▶ _WHAT IS ASKED_
Pick out each line containing the string "drawn".

▶ _RAW RECORDS_
^^^^^^^^^^^^^^^^

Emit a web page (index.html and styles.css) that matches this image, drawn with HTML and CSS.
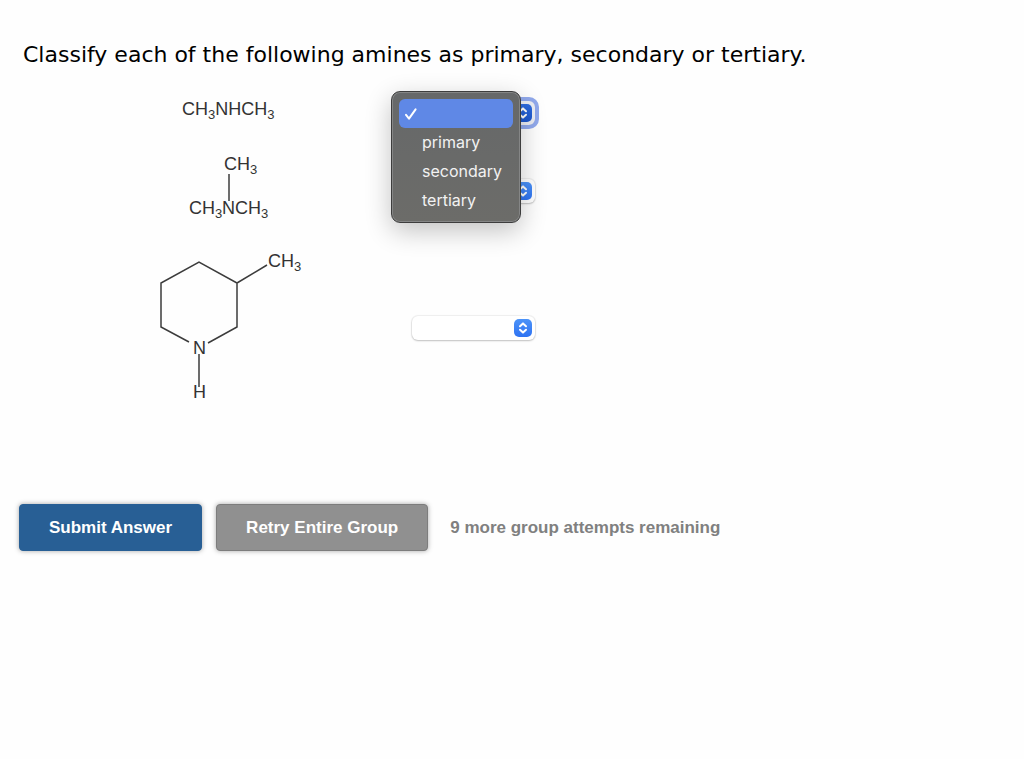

^^^^^^^^^^^^^^^^

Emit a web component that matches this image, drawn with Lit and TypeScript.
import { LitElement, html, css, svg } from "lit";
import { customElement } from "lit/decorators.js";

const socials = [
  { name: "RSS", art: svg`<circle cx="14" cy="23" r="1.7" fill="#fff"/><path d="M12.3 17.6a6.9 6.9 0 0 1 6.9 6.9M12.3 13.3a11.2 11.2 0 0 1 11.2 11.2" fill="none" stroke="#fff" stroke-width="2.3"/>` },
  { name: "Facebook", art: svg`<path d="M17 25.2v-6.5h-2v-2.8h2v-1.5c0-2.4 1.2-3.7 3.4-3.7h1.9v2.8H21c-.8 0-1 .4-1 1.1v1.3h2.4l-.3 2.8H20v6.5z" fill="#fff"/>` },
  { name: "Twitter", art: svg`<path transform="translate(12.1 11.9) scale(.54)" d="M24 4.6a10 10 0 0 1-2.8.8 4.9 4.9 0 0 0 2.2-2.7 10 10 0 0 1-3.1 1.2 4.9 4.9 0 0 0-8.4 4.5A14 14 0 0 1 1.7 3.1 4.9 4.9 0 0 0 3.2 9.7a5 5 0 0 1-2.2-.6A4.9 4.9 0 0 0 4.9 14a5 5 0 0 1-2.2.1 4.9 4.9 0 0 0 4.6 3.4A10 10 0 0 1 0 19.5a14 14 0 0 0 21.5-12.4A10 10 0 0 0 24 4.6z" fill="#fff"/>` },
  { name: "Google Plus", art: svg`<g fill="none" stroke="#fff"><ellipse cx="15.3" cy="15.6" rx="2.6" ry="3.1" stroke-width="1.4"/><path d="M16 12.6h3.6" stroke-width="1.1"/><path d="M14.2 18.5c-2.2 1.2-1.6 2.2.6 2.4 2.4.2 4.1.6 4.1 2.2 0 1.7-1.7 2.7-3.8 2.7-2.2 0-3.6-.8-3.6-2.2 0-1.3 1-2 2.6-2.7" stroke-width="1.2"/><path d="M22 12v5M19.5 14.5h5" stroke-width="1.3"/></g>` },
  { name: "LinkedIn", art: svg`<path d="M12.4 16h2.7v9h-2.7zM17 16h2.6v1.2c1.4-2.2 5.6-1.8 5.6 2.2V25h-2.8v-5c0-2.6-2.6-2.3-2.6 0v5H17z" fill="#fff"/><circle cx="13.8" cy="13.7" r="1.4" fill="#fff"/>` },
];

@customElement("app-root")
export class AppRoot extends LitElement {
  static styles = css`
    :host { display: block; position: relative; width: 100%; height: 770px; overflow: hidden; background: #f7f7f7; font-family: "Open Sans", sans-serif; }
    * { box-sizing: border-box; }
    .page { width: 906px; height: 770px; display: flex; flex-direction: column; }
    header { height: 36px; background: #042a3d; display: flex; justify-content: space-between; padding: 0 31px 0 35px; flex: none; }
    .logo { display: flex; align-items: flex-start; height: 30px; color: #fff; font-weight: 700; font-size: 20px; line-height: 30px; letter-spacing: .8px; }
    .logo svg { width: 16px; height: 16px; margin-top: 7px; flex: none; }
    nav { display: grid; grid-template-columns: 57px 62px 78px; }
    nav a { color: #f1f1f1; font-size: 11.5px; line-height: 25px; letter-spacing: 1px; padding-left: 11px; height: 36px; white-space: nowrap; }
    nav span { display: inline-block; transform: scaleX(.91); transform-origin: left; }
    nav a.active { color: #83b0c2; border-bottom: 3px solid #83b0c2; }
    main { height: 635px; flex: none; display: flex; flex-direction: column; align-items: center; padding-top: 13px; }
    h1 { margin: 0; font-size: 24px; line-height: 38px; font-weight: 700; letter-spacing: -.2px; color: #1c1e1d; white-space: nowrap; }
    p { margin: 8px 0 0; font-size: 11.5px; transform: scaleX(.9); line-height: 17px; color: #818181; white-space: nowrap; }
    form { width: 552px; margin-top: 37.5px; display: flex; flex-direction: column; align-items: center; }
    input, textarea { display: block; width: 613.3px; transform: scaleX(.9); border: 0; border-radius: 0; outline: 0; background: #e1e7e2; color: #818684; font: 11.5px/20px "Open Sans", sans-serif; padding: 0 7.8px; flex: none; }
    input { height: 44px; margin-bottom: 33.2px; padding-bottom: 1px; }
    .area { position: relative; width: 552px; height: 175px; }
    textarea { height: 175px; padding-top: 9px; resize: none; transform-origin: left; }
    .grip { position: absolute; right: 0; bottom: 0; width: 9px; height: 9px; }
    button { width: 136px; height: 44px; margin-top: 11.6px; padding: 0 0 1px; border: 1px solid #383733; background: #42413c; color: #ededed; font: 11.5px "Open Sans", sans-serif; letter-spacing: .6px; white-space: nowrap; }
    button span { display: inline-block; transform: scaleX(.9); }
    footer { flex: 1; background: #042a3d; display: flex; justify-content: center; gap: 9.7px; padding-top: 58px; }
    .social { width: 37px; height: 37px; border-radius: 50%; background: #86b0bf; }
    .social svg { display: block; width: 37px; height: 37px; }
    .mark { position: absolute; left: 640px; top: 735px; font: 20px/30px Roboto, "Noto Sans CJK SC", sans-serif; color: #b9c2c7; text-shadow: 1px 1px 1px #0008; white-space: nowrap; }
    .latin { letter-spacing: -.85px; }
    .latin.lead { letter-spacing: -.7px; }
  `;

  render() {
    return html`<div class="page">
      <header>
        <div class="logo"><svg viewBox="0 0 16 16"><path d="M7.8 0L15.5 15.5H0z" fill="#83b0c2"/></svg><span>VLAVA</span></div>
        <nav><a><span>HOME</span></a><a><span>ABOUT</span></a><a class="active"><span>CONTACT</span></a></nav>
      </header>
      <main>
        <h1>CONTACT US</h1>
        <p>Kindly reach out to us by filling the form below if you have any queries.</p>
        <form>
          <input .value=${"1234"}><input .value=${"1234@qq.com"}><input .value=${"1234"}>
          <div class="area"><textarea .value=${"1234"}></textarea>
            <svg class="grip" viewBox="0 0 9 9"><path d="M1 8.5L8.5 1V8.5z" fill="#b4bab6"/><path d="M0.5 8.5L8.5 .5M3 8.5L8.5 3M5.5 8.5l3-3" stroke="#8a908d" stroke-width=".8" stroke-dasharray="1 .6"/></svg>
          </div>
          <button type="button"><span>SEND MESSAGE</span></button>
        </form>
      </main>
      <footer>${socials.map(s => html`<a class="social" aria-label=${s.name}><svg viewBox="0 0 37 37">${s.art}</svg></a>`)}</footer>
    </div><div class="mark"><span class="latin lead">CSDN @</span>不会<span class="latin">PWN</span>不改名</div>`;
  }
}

^^^^^^^^^^^^^^^^

▶ _COMPLETED TASK_
Emit a web page (index.html and styles.css) that matches this image, drawn with HTML and CSS.
Emit a web component that matches this image, drawn with Lit and TypeScript.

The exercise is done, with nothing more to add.